Son nom est attaché à deux réalisations, la première est un portique qui fut achevé après sa mort par sa sœur Vipsania Polla. La deuxième est une carte qui serait une représentation de l’empire romain, elle est citée par Strabon et, selon de nombreux historiens, elle serait à l’origine de la conception de la table de Peutinger. Ce document est, aujourd’hui, perdu. Certains historiens doutent même de son existence. On dit que cette carte fut exposée par Auguste sur un des murs du portique de son ami.
Sa descendance fait de lui : le beau-père de Tibère, le grand-père de Caligula et l’arrière grand-père de Néron.
Une préoccupation, pourtant, apparaît en permanence dans son action; diffuser à travers l'Empire l'image du Prince et de la dynastie. Par le biais de certains schémas en matière d'urbanisme, par ses initiatives dans le domaine monétaire, il contribue à répandre dans les provinces, une idéologie qu'il a lui-même exaltée dans ses constructions au Champ de Mars, car, au delà des réalisations somptueuses que rappellent les Anciens, ce sont les idées qu'elles expriment, les réflexions qu'elles suggèrent et les concepts qu'elles traduisent qui marquent les contemporains et sur lesquels il convient de s'arrêter. L'exaltation de la figure de l’imperator associée,à Rome, à la commémoration des divinités protectrices de sa gens ouvre la voie à l'idée dynastique qu'Auguste lui-même hésite à promouvoir ouvertement. En Orient comme en Occident, c'est non seulement l'image du Prince et de sa gloire qu'Agrippa met en exergue, approfondissant par là même la voie du culte de l'Empereur, mais c'est aussi l'avènement de la dynastie que sa présence et ses initiatives veulent annoncer aux hommes et aux cités de l'Empire. Roddaz.
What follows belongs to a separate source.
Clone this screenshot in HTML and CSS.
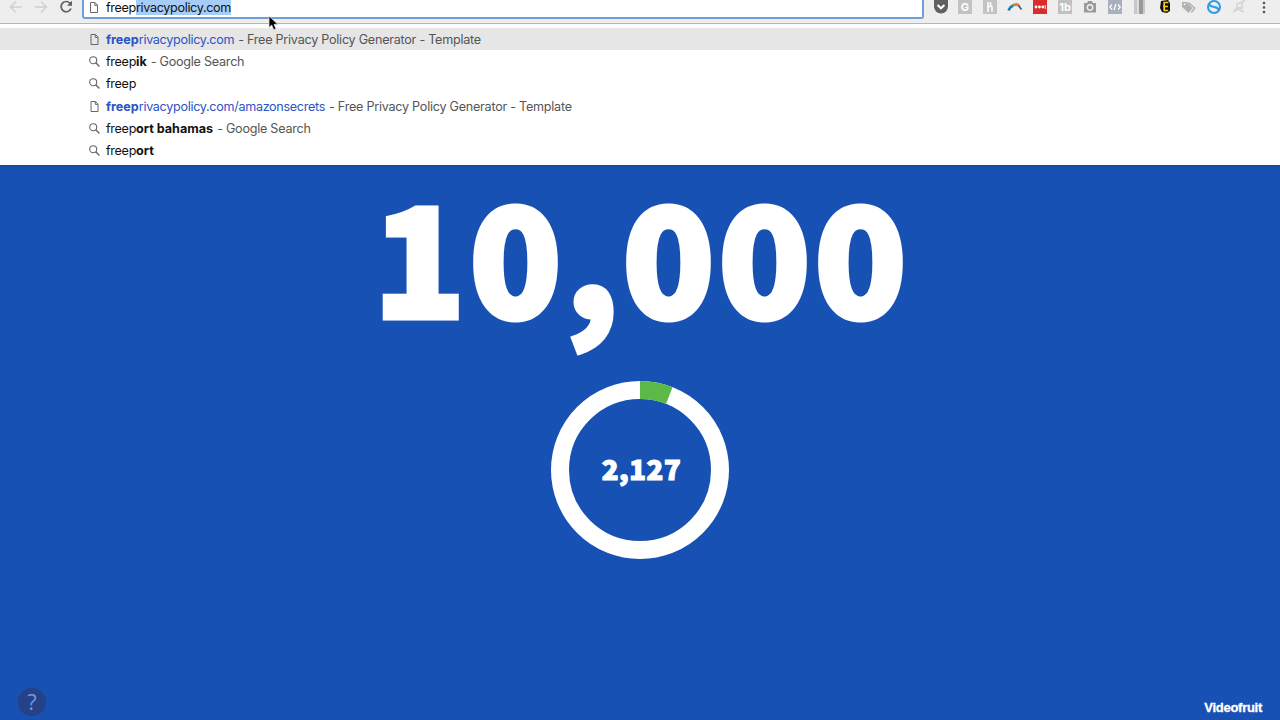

Malgré tous les honneurs dont il avait été comblé, il continuera de mener une vie d’une grande simplicité, ce qui lui attira les foudres de l’aristocratie qui boudèrent même ses funérailles et qui le considérera toujours comme un « homme nouveau » (homo novus), par contre, il fut admiré et aimé de la plèbe.
Bibliographie : « Agrippa » de J.M. Roddaz, Rome, 1984.